Cashless Isn’t King Yet: What Fintechs Are Missing About Tier 2 & 3 India

The dream of a Cashless India dominates fintech conversations. With UPI crossing billions of transactions and startups scaling fast, it’s easy to believe cash has been dethroned. But step into a tier-2 or tier-3 town, and reality looks different. While awareness of digital payments is high, usage and trust lag far behind. For fintechs, this is both a challenge and a massive opportunity.

UPI Growth, But Uneven Habits

UPI’s rise is extraordinary from 375 crore transactions in 2018 to over 17,000 crore in 2024, accounting for 83% of India’s digital payment volume. A majority of new users now come from smaller cities. Yet, surveys show only 36% of rural consumers actively use digital payments. Merchants face a similar story, many have heard of the tech, but nearly half still don’t use it.

This mismatch highlights a key truth: national numbers can’t hide the daily dominance of cash outside metros. The Cashless India story is still incomplete.

Awareness ≠ Adoption

In tier-3 to tier-6 towns, around 40% of people use digital payments daily, but for non-users, 94% already know about them. The reasons they don’t use? Weak connectivity, low trust, complex onboarding, and KYC hurdles. For merchants, 46% point to lack of awareness, while one-third struggle with documentation during onboarding. These barriers stall the push toward a truly Cashless India.

RBI’s Infrastructure Push

To fix supply-side gaps, RBI’s Payments Infrastructure Development Fund (PIDF) has driven millions of new QR codes, PoS devices, and AePS touchpoints across underserved regions. By May 2025, over 4.7 crore digital touchpoints were deployed, supporting more than 65,000 crore transactions since FY20. Meanwhile, the RBI’s Digital Payments Index continues to climb, reflecting steady expansion even in small towns. These efforts lay the groundwork for Cashless India, but fintechs must address the demand side.

Credit as the Next Layer

Beyond payments, RBI’s Unified Lending Interface (ULI) aims to simplify credit for rural borrowers and MSMEs. By linking Aadhaar, land records, account aggregators, and telecom data, ULI can make lending as seamless as UPI made payments. For fintechs, this is a chance to embed loans, insurance, and savings directly into digital payment flows.
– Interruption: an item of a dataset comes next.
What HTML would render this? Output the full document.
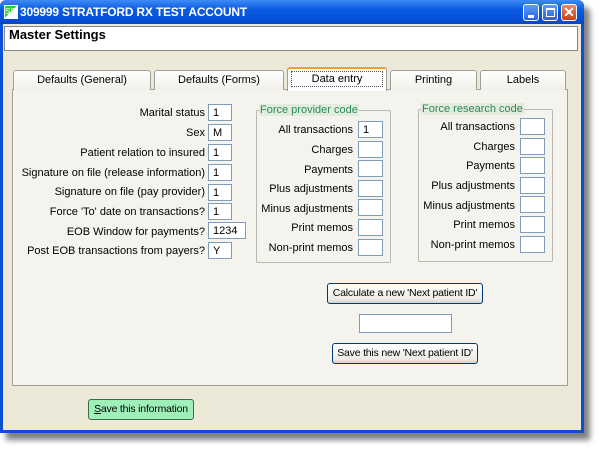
<!DOCTYPE html>
<html><head><style>
*{box-sizing:border-box;margin:0;padding:0}
body{width:600px;height:451px;background:#fff;position:relative;overflow:hidden;font-family:"Liberation Sans",Arial,sans-serif;font-size:11px;color:#000}
.a{position:absolute;white-space:nowrap}
.win{left:0;top:0;width:584px;height:433px;background:#0a4fd6;border-radius:6px 6px 0 0;box-shadow:6px 7px 6px rgba(0,0,0,.5)}
.title{left:0;top:0;width:584px;height:24px;border-radius:6px 6px 0 0;background:linear-gradient(#3d8cf5,#0a5ae0 40%,#0550d8 80%,#0a45c0)}
.body{left:3px;top:24px;width:578px;height:406px;background:#ece9d8}
.lbl{text-align:right;width:200px;font-size:11px}
.in{background:#fff;border:1px solid #7f9db9;height:17px;padding:2px 4px;font-size:11px}
.grp{border:1px solid #b8b8b0;border-radius:2px}
.gt{background:#e2ecdc;color:#2a8a5a;font-size:11px;padding:0 1px}
.btn{border:1px solid #003c74;border-radius:3px;background:linear-gradient(#fff,#ecebe6 80%,#d6d0c5);text-align:center;font-size:10.5px;letter-spacing:-.2px;line-height:19px}
.tab{top:70px;height:20px;border:1px solid #a0a098;border-bottom:none;border-radius:3px 3px 0 0;background:linear-gradient(#fff,#f0efe8);text-align:center;line-height:19px}
.tb{width:16px;height:17px;top:4px;border:1px solid #fff;border-radius:3px}
</style></head><body>
<div class="a win"></div>
<div class="a title"></div>
<div class="a" style="left:4px;top:5px;width:14px;height:14px;background:linear-gradient(135deg,#3c3 50%,#fff 50%);border:1px solid #fff;font-size:8px;color:#fff;line-height:12px">SS</div>
<div class="a" style="left:20px;top:5px;color:#fff;font-weight:bold;font-size:12px;letter-spacing:-.2px">309999 STRATFORD RX TEST ACCOUNT</div>
<div class="a tb" style="left:523px;background:linear-gradient(#5b9bf8,#2663e0)"><div class="a" style="left:4px;top:10px;width:6px;height:3px;background:#fff"></div></div>
<div class="a tb" style="left:542px;background:linear-gradient(#5b9bf8,#2663e0)"><div class="a" style="left:3px;top:3px;width:9px;height:9px;border:1px solid #fff;border-top-width:2px"></div></div>
<div class="a tb" style="left:561px;background:linear-gradient(#e88a6a,#c8401a);color:#fff;font-size:14px;line-height:15px;text-align:center;font-weight:bold">✕</div>
<div class="a body"></div>
<div class="a" style="left:4px;top:26px;width:574px;height:25px;background:#fff;border:1px solid #888"></div>
<div class="a" style="left:9px;top:27px;font-size:13px;font-weight:bold">Master Settings</div>
<div class="a" style="left:12px;top:89px;width:556px;height:297px;background:#f4f3ee;border:1px solid #a0a098"></div>
<div class="a tab" style="left:13px;width:138px">Defaults (General)</div>
<div class="a tab" style="left:154px;width:130px">Defaults (Forms)</div>
<div class="a tab" style="left:287px;top:67px;height:24px;width:100px;border-top:2px solid #f0a030;background:#fcfcfe"><div style="margin:2px 3px;border:1px dotted #555;line-height:14px">Data entry</div></div>
<div class="a tab" style="left:390px;width:87px">Printing</div>
<div class="a tab" style="left:480px;width:86px">Labels</div>

<div class="a lbl" style="left:5px;top:107px">Marital status</div><div class="a in" style="left:208px;top:104px;width:24px">1</div>
<div class="a lbl" style="left:5px;top:127px">Sex</div><div class="a in" style="left:208px;top:124px;width:24px">M</div>
<div class="a lbl" style="left:5px;top:147px">Patient relation to insured</div><div class="a in" style="left:208px;top:144px;width:24px">1</div>
<div class="a lbl" style="left:5px;top:167px">Signature on file (release information)</div><div class="a in" style="left:208px;top:164px;width:24px">1</div>
<div class="a lbl" style="left:5px;top:186px">Signature on file (pay provider)</div><div class="a in" style="left:208px;top:184px;width:24px">1</div>
<div class="a lbl" style="left:5px;top:206px">Force 'To' date on transactions?</div><div class="a in" style="left:208px;top:203px;width:24px">1</div>
<div class="a lbl" style="left:5px;top:226px">EOB Window for payments?</div><div class="a in" style="left:208px;top:222px;width:38px">1234</div>
<div class="a lbl" style="left:5px;top:245px">Post EOB transactions from payers?</div><div class="a in" style="left:208px;top:242px;width:24px">Y</div>

<div class="a grp" style="left:256px;top:110px;width:135px;height:153px"></div>
<div class="a gt" style="left:259px;top:104px">Force provider code</div>
<div class="a grp" style="left:418px;top:109px;width:135px;height:153px"></div>
<div class="a gt" style="left:421px;top:103px">Force research code</div>

<div class="a lbl" style="left:153px;top:124px">All transactions</div><div class="a in" style="left:358px;top:121px;width:25px">1</div>
<div class="a lbl" style="left:153px;top:144px">Charges</div><div class="a in" style="left:358px;top:141px;width:25px"></div>
<div class="a lbl" style="left:153px;top:164px">Payments</div><div class="a in" style="left:358px;top:160px;width:25px"></div>
<div class="a lbl" style="left:153px;top:183px">Plus adjustments</div><div class="a in" style="left:358px;top:180px;width:25px"></div>
<div class="a lbl" style="left:153px;top:203px">Minus adjustments</div><div class="a in" style="left:358px;top:199px;width:25px"></div>
<div class="a lbl" style="left:153px;top:222px">Print memos</div><div class="a in" style="left:358px;top:219px;width:25px"></div>
<div class="a lbl" style="left:153px;top:242px">Non-print memos</div><div class="a in" style="left:358px;top:239px;width:25px"></div>

<div class="a lbl" style="left:315px;top:121px">All transactions</div><div class="a in" style="left:520px;top:118px;width:25px"></div>
<div class="a lbl" style="left:315px;top:141px">Charges</div><div class="a in" style="left:520px;top:138px;width:25px"></div>
<div class="a lbl" style="left:315px;top:160px">Payments</div><div class="a in" style="left:520px;top:157px;width:25px"></div>
<div class="a lbl" style="left:315px;top:180px">Plus adjustments</div><div class="a in" style="left:520px;top:177px;width:25px"></div>
<div class="a lbl" style="left:315px;top:200px">Minus adjustments</div><div class="a in" style="left:520px;top:196px;width:25px"></div>
<div class="a lbl" style="left:315px;top:219px">Print memos</div><div class="a in" style="left:520px;top:216px;width:25px"></div>
<div class="a lbl" style="left:315px;top:239px">Non-print memos</div><div class="a in" style="left:520px;top:236px;width:25px"></div>

<div class="a btn" style="left:327px;top:283px;width:156px;height:21px">Calculate a new 'Next patient ID'</div>
<div class="a in" style="left:359px;top:314px;width:93px;height:19px"></div>
<div class="a btn" style="left:332px;top:343px;width:146px;height:21px">Save this new 'Next patient ID'</div>

<div class="a btn" style="left:88px;top:399px;width:106px;height:21px;background:#9ef0b8;border-color:#3a6a4a"><u>S</u>ave this information</div>
</body></html>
Pairing payments with credit is critical for building real trust in Cashless India.

Why Cash Still Rules

Even with strong infrastructure, cash remains king for many reasons:

  • Trust: people value the tangibility of cash.

  • Connectivity: weak networks disrupt transactions.
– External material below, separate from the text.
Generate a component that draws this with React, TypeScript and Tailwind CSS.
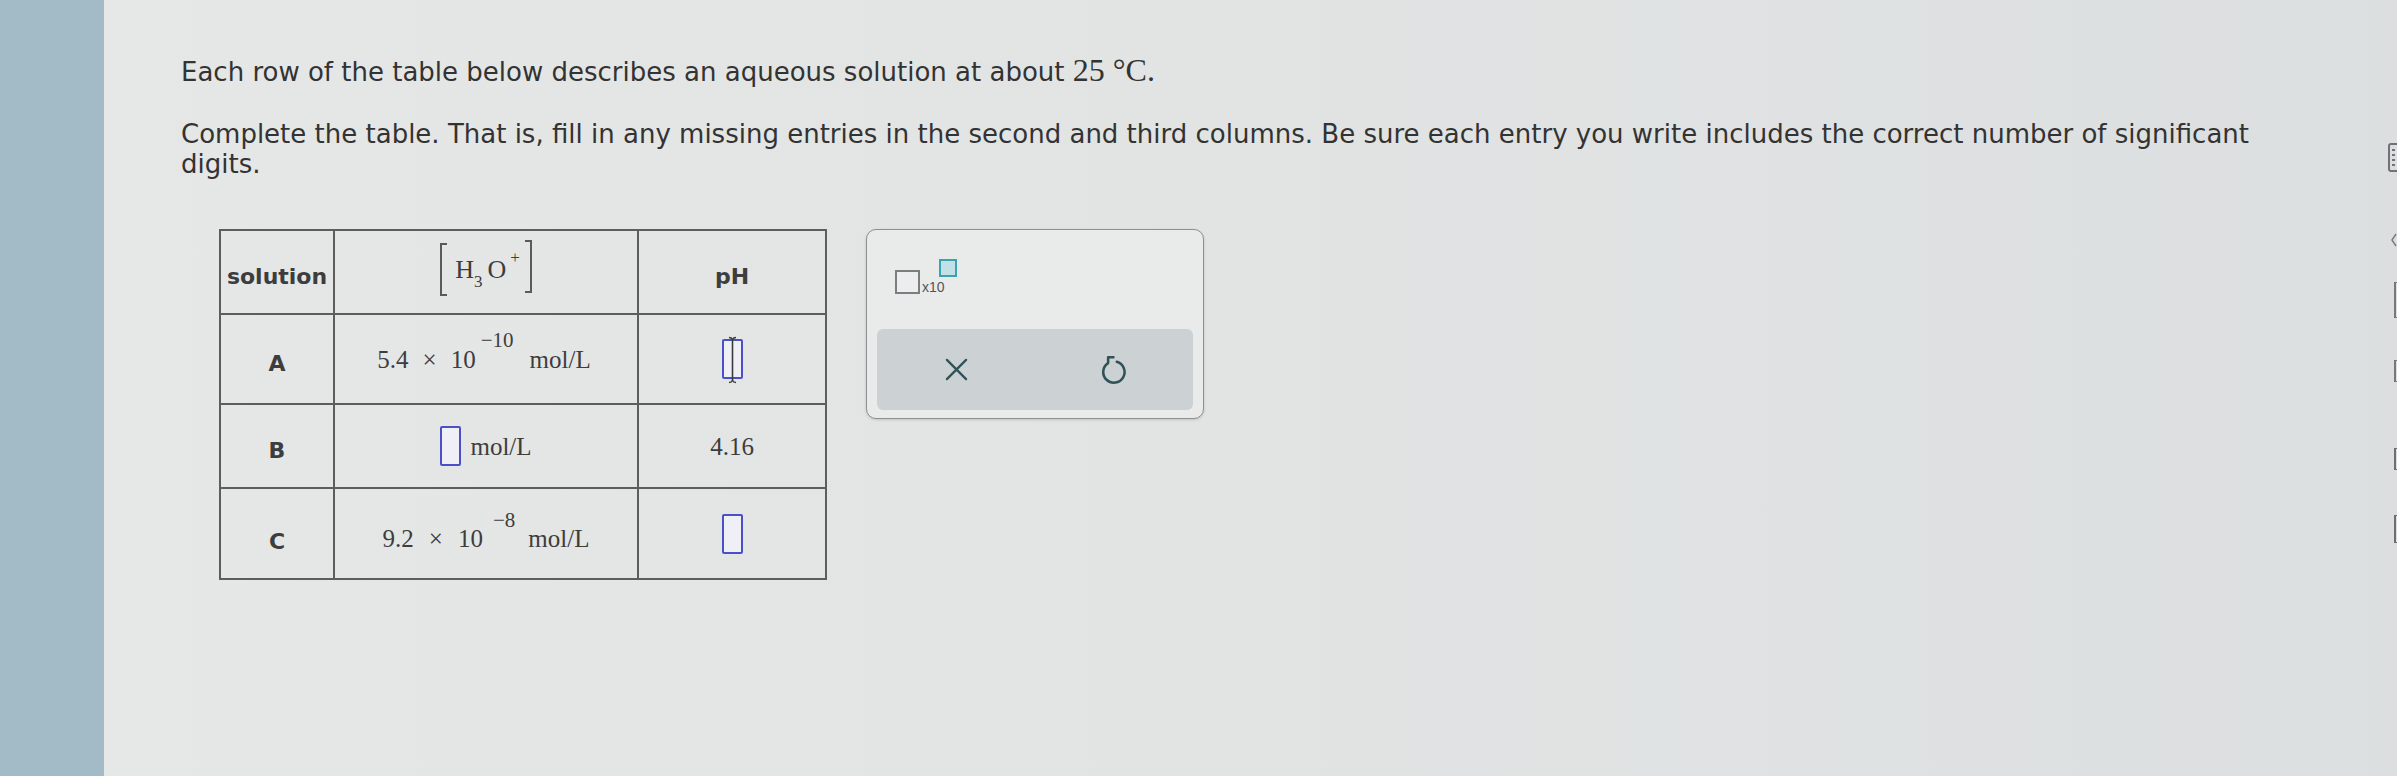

  • Cost: onboarding devices and processes feel heavy for small merchants.

  • Culture: daily habits still lean on physical money.

Without tackling these structural and behavioral factors, the move towards Cashless India will stall.

The Fintech Playbook

To unlock smaller markets, fintechs need a new approach:

  • Frictionless onboarding: simple e-KYC and AEPS-based flows.

  • Offline-first solutions: USSD, QR, UPI 123PAY, and soundbox payments.
  • Trust and incentives: cashback, zero MDR, and local agent support.

  • Credit integration: use ULI to bridge MSME and rural credit gaps.

Final Thought

UPI’s scale shows India is ready for digital finance, but adoption outside metros is uneven. RBI has laid the foundation with PIDF and ULI. Now fintechs must bring empathy, local trust, and offline-first innovation. A true Cashless India won’t arrive by default; it must be earned. For fintechs willing to design for small merchants, low-income consumers, and patchy connectivity, tier-2 and tier-3 India isn’t just a hurdle. It’s the next growth frontier.